At checkout, we screwed up. I headed for an empty self-check line to avoid the longer lines at the staffed checkouts. But I wasn't thinking about our wine purchase. Self checkout requires you to scan your EU-issued driver’s license. Oops. We got the attention of the assistant and I showed her my Oregon drivers license. She took pity on us and overrode the ID scan.

We stopped at several stores during our three weeks in country, but this was our first time seeing that wine and food prices are very reasonable, especially by American standards and even more so compared to the super high food prices here in Bend. As examples, we got a fine bottle of Morellino di Scansano for €6,33 ($7) and a full-sized ciabatta loaf for €1,92 ($2.25). 

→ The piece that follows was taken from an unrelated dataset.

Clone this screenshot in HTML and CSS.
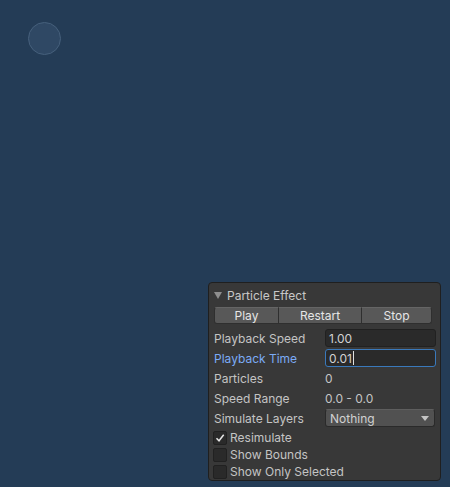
FILE: index.html
```html
<!DOCTYPE html>
<html>
<head>
<meta charset="utf-8">
<link rel="stylesheet" href="styles.css">
</head>
<body>
<div class="scene">
  <div class="gizmo"></div>
  <div class="overlay">
    <div class="title"><span class="fold"></span>Particle Effect</div>
    <div class="buttons">
      <div class="btn btn-play">Play</div>
      <div class="btn btn-restart">Restart</div>
      <div class="btn btn-stop">Stop</div>
    </div>
    <div class="row"><div class="label">Playback Speed</div><div class="field">1.00</div></div>
    <div class="row"><div class="label label-focus">Playback Time</div><div class="field field-focus">0.01<span class="caret"></span></div></div>
    <div class="row"><div class="label">Particles</div><div class="value">0</div></div>
    <div class="row"><div class="label">Speed Range</div><div class="value">0.0 - 0.0</div></div>
    <div class="row"><div class="label">Simulate Layers</div><div class="dropdown">Nothing<span class="arrow"></span></div></div>
    <div class="check-row"><span class="box checked"><svg width="10" height="10" viewBox="0 0 10 10"><path d="M1.5 5.2 L4 7.8 L8.7 1.8" fill="none" stroke="#e6e6e6" stroke-width="1.5"/></svg></span>Resimulate</div>
    <div class="check-row"><span class="box"></span>Show Bounds</div>
    <div class="check-row"><span class="box"></span>Show Only Selected</div>
  </div>
</div>
</body>
</html>
```
FILE: styles.css
```css
html, body {
  margin: 0;
  padding: 0;
  width: 450px;
  height: 487px;
  overflow: hidden;
  background: #243c56;
  font-family: Inter, "Noto Sans", sans-serif;
  font-size: 12px;
}
.scene {
  position: relative;
  width: 450px;
  height: 487px;
}
.gizmo {
  position: absolute;
  left: 28px;
  top: 22px;
  width: 31px;
  height: 31px;
  border-radius: 50%;
  background: #2f4864;
  border: 1px solid #46607c;
}
.overlay {
  position: absolute;
  left: 208px;
  top: 282px;
  width: 233px;
  height: 199px;
  box-sizing: border-box;
  background: #383838;
  border: 1px solid #1f1f1f;
  border-radius: 4px;
  padding: 3px 4px 0 5px;
  color: #c4c4c4;
  display: flex;
  flex-direction: column;
}
.title {
  height: 18px;
  display: flex;
  align-items: center;
  color: #c8c8c8;
}
.fold {
  width: 0;
  height: 0;
  border-left: 4px solid transparent;
  border-right: 4px solid transparent;
  border-top: 7px solid #8e8e8e;
  margin-right: 5px;
  margin-top: 1px;
}
.buttons {
  display: flex;
  margin-top: 3px;
  height: 17px;
}
.btn {
  box-sizing: border-box;
  height: 17px;
  background: #585858;
  border: 1px solid #2f2f2f;
  border-top-color: #656565;
  color: #e6e6e6;
  display: flex;
  align-items: center;
  justify-content: center;
}
.btn-play { width: 65px; border-radius: 3px 0 0 3px; }
.btn-restart { width: 83px; border-left: none; }
.btn-stop { width: 70px; border-left: none; border-radius: 0 3px 3px 0; }
.row {
  height: 18px;
  margin-top: 2px;
  display: flex;
  align-items: center;
}
.buttons + .row { margin-top: 5px; }
.label {
  width: 111px;
  flex: none;
}
.label-focus { color: #7babf6; }
.field {
  box-sizing: border-box;
  flex: 1;
  height: 18px;
  background: #2a2a2a;
  border: 1px solid #212121;
  border-radius: 3px;
  padding-left: 3px;
  display: flex;
  align-items: center;
  color: #d2d2d2;
}
.field-focus {
  border-color: #3a79bb;
}
.caret {
  width: 1px;
  height: 14px;
  background: #e0e0e0;
  margin-left: 1px;
}
.value {
  flex: 1;
  color: #c4c4c4;
}
.dropdown {
  box-sizing: border-box;
  flex: 1;
  height: 18px;
  background: #515151;
  border: 1px solid #2a2a2a;
  border-top-color: #5e5e5e;
  border-radius: 3px;
  padding-left: 4px;
  display: flex;
  align-items: center;
  justify-content: space-between;
  color: #d2d2d2;
  margin-right: 1px;
}
.arrow {
  width: 0;
  height: 0;
  border-left: 4px solid transparent;
  border-right: 4px solid transparent;
  border-top: 5px solid #c4c4c4;
  margin-right: 5px;
}
.check-row {
  height: 17px;
  display: flex;
  align-items: center;
  color: #c4c4c4;
}
.row + .check-row { margin-top: 2px; }
.box {
  box-sizing: border-box;
  width: 14px;
  height: 14px;
  margin-left: -1px;
  margin-right: 3px;
  background: #2a2a2a;
  border: 1px solid #212121;
  border-radius: 2px;
  display: flex;
  align-items: center;
  justify-content: center;
}
```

We left the car at shopping center and, thanks to Google Maps, we walked a long way out of our way on a hot and humid afternoon, dragging our luggage across cobblestones. Our host was surprised when we walked in from the wrong direction, having walked a half a mile rather than the 150 yards it should have taken. We were not in a good mood.

And our mood worsened as we entered our very cute modern second floor apartment to smell cigarette smoke from the chain smokers on first floor. We immediately made some lunch, then had a nap, and topped our day off with a bit of Netflix. We were exhausted and in no mood to explore Castelfranco, which seems to have very few touristic merits aside from being nicely situated on the rail line between Modena and Bologna.

Our first day on our own, a day of zero fun, was making us question our entire trip to Italy. But that was mainly our exhaustion talking. Our day would improve tomorrow, having nowhere to go but up.